In 1908 he was arrested in Paris in connection with the robbery
of 250,000 rubles of Government money in Tiflis in the
preceding year. He was, however, merely deported from France.

During the early days of the War, Litvinov, for some
unexplained reason, was admitted to England 'as a sort of
irregular Russian representative,' (Lord Curzon, House of Lords,
March 26, 1924) and was later reported to be in touch with
various German agents, and also to be actively employed in
checking recruiting amongst the Jews of the East End, and to be
concerned in the circulation of seditious literature brought to
him by a Jewish emissary from Moscow named Holtzman.
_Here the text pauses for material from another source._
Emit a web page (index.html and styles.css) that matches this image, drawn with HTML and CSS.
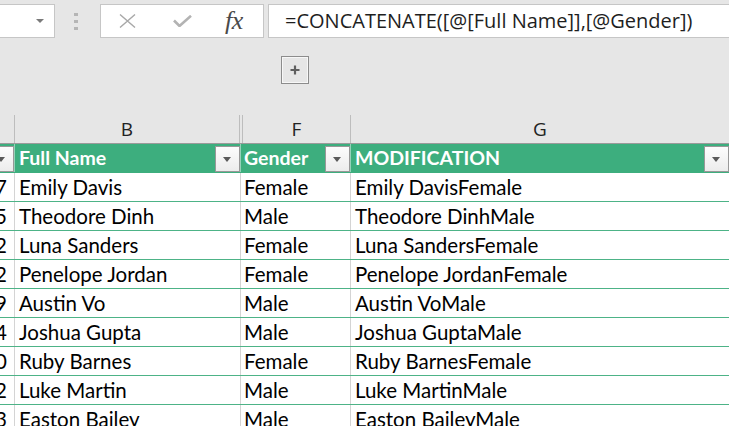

Litvinov had as a secretary another Jew named Joseph Fineberg, a
member of the I.L.P., B.S.P., and I.W.W. (Industrial Workers of
the World), who saw to the distribution of his propaganda leaflets
and articles. At the Leeds conference of June 3, 1917, referred
to in the foregoing chapter, Litvinov was represented by
Fineberg.

In December of the same year, just after the Bolshevist Government
came into power, Litvinov applied for a permit to Russia, and was
granted a special 'No Return Permit.'

He was back again, however, a month later, and this time as
'Bolshevist Ambassador' to Great Britain. But his intrigues were
so desperate that he was finally turned out of the country."